The bridegroom whose wedding was targeted by a suicide bomber in the Afghan capital Kabul says he has "lost hope" after the deadly attack.

In a TV interview, Mirwais Elmi said his bride survived but his brother and other relatives were among the 63 people killed in Saturday's attack.

The Islamic State (IS) group has admitted carrying out the bombing, which also wounded more than 180.

President Ashraf Ghani described the attack as "barbaric".

President Ashraf Ghani described the attack as "barbaric".

He blamed the Taliban for "providing a platform to terrorists" and has postponed celebrations marking the centenary of Afghanistan's independence from the British Empire.

The Taliban, who are engaged in peace talks with the US, has condemned the attack.

In the interview with Tolo News, Mirwais Elmi recalled greeting smiling guests in the packed wedding hall only to see their bodies carried out hours later.

"My family, my bride are in shock, they cannot even speak.

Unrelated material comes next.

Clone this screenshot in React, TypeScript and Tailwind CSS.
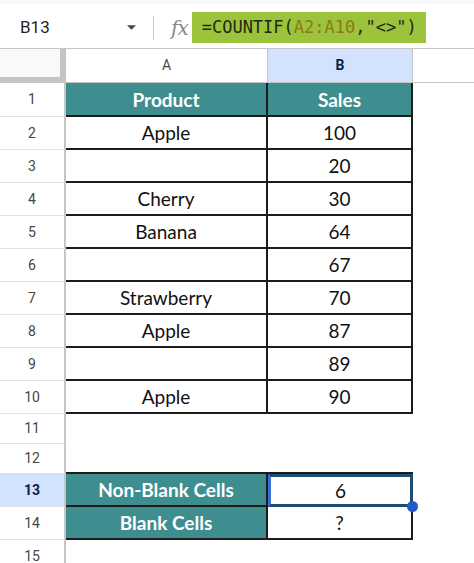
import React from 'react'

const TEAL = 'bg-[#3f8e8f]'

type Row = {
  n: number
  h: string
  a?: string
  b?: string
  kind: 'head' | 'data' | 'empty' | 'sum' | 'last'
}

const rows: Row[] = [
  { n: 1, h: 'h-[34px]', a: 'Product', b: 'Sales', kind: 'head' },
  { n: 2, h: 'h-[33px]', a: 'Apple', b: '100', kind: 'data' },
  { n: 3, h: 'h-[33px]', a: '', b: '20', kind: 'data' },
  { n: 4, h: 'h-[33px]', a: 'Cherry', b: '30', kind: 'data' },
  { n: 5, h: 'h-[33px]', a: 'Banana', b: '64', kind: 'data' },
  { n: 6, h: 'h-[33px]', a: '', b: '67', kind: 'data' },
  { n: 7, h: 'h-[33px]', a: 'Strawberry', b: '70', kind: 'data' },
  { n: 8, h: 'h-[33px]', a: 'Apple', b: '87', kind: 'data' },
  { n: 9, h: 'h-[33px]', a: '', b: '89', kind: 'data' },
  { n: 10, h: 'h-[33px]', a: 'Apple', b: '90', kind: 'data' },
  { n: 11, h: 'h-[30px]', kind: 'empty' },
  { n: 12, h: 'h-[30px]', kind: 'empty' },
  { n: 13, h: 'h-[33px]', a: 'Non-Blank Cells', b: '6', kind: 'sum' },
  { n: 14, h: 'h-[33px]', a: 'Blank Cells', b: '?', kind: 'sum' },
  { n: 15, h: 'h-[33px]', kind: 'last' },
]

const cellFont = "font-['Lato',sans-serif] text-[19px] pt-[2px]"

function SheetRow({ row }: { row: Row }) {
  const selected = row.n === 13
  return (
    <div className={`flex ${row.h}`}>
      <div
        className={`flex w-[66px] shrink-0 items-center justify-center border-r-2 border-b border-r-[#c4c7c5] border-b-[#e1e1e1] font-['Roboto',sans-serif] text-[14px] ${
          selected ? 'bg-[#d3e3fd] font-bold text-[#0b1f45]' : 'bg-white text-[#444746]'
        }`}
      >
        {row.n}
      </div>
      {row.kind === 'head' && (
        <>
          <div className={`flex w-[202px] items-center justify-center border-r-2 border-b-2 border-[#1c1c1c] ${TEAL} ${cellFont} font-bold text-white`}>
            {row.a}
          </div>
          <div className={`flex w-[145px] items-center justify-center border-r-2 border-b-2 border-[#1c1c1c] ${TEAL} ${cellFont} font-bold text-white`}>
            {row.b}
          </div>
        </>
      )}
      {row.kind === 'data' && (
        <>
          <div className={`flex w-[202px] items-center justify-center border-r-2 border-b-2 border-[#1c1c1c] bg-white ${cellFont} text-[#111]`}>
            {row.a}
          </div>
          <div className={`flex w-[145px] items-center justify-center border-r-2 border-b-2 border-[#1c1c1c] bg-white ${cellFont} text-[#111]`}>
            {row.b}
          </div>
        </>
      )}
      {row.kind === 'empty' && (
        <div className={`w-[347px] ${row.n === 12 ? 'border-b-2 border-[#1c1c1c]' : ''}`} />
      )}
      {row.kind === 'sum' && (
        <>
          <div className={`flex w-[202px] items-center justify-center border-r-2 border-b-2 border-[#1c1c1c] ${TEAL} ${cellFont} font-bold text-white`}>
            {row.a}
          </div>
          {selected ? (
            <div className="relative flex w-[145px] items-center justify-center border-[3px] border-[#1d4d72] border-l-[#3a6fd6] bg-white">
              <span className={`${cellFont} text-[#111]`}>{row.b}</span>
              <span className="absolute -right-[8px] -bottom-[8px] h-[11px] w-[11px] rounded-full bg-[#2457c9]" />
            </div>
          ) : (
            <div className={`flex w-[145px] items-center justify-center border-r-2 border-b-2 border-[#1c1c1c] bg-white ${cellFont} text-[#111]`}>
              {row.b}
            </div>
          )}
        </>
      )}
    </div>
  )
}

export default function App() {
  return (
    <div className="relative h-[563px] w-[474px] overflow-hidden bg-white">
      {/* formula bar */}
      <div className="flex h-[49px] items-center border-t-[4px] border-b border-t-[#f7f8f9] border-b-[#c4c7c5] bg-white pt-[3px]">
        <div className="w-[110px] pl-[20px] font-['Roboto',sans-serif] text-[17px] text-[#1f1f1f]">B13</div>
        <svg width="9" height="6" viewBox="0 0 10 6" className="ml-[17px]">
          <path d="M0 0 L10 0 L5 5 Z" fill="#444746" />
        </svg>
        <div className="ml-[17px] h-[24px] w-px bg-[#c4c7c5]" />
        <div className="ml-[17px] font-['DejaVu_Serif',serif] text-[20px] italic text-[#888] tracking-[-1px]">fx</div>
        <div className="ml-[4px] flex h-[31px] w-[234px] items-center bg-[#9cc33c] pl-[10px] font-['DejaVu_Sans_Mono',monospace] text-[17px] text-[#1e2a12]">
          =COUNTIF(<span className="text-[#8a7a12]">A2:A10</span>,"&lt;&gt;")
        </div>
      </div>
      {/* column headers */}
      <div className="flex h-[34px] border-b border-[#c4c7c5] font-['Roboto',sans-serif] text-[14px]">
        <div className="w-[66px] shrink-0 border-r-[6px] border-b-[5px] border-[#c4c4c4] bg-[#f8f9fa]" />
        <div className="flex w-[202px] items-center justify-center border-r border-[#c4c7c5] bg-white text-[#444746]">A</div>
        <div className="flex w-[145px] items-center justify-center border-r border-[#c4c7c5] bg-[#d3e3fd] font-bold text-[#0b1f45]">B</div>
        <div className="flex-1 bg-white" />
      </div>
      {rows.map((r) => (
        <SheetRow key={r.n} row={r} />
      ))}
    </div>
  )
}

My bride keeps fainting," he said.

"I've lost hope. I lost my brother, I lost my friends, I lost my relatives. I will never see happiness in my life again.

"I can't go to the funerals, I feel very weak ... I know that this won't be the last suffering for Afghans, the suffering will continue," he added.

The bride's father told Afghan media that 14 members of his family had died in the attack.

Despite the ongoing talks to try and end the 18-year US war, civilians across Afghanistan continue to suffer a tremendous toll.

The latest attack underscores how difficult the path to peace in Afghanistan will be: IS, who have a presence in eastern and northern Afghanistan and are fighting against both the government and US-led international forces, are not part of the talks.

What happened?

An IS statement said that one of its fighters blew himself up at a "large gathering" while others "detonated a parked explosives-laden vehicle" when emergency services arrived.

The attack took place in a district populated mainly by Shia Muslims.

Sunni Muslim militants, including the Taliban and the Islamic State group, have repeatedly targeted Shia Hazara minorities in Afghanistan and Pakistan.

Speaking from a hospital bed, wedding guest Munir Ahmad, 23, said his cousin was among the dead.

"The wedding guests were dancing and celebrating when the blast happened," he told AFP news agency.

"Following the explosion, there was total chaos. Everyone was screaming and crying for their loved ones."

Afghan weddings often take place in large halls where men are segregated from the women and children.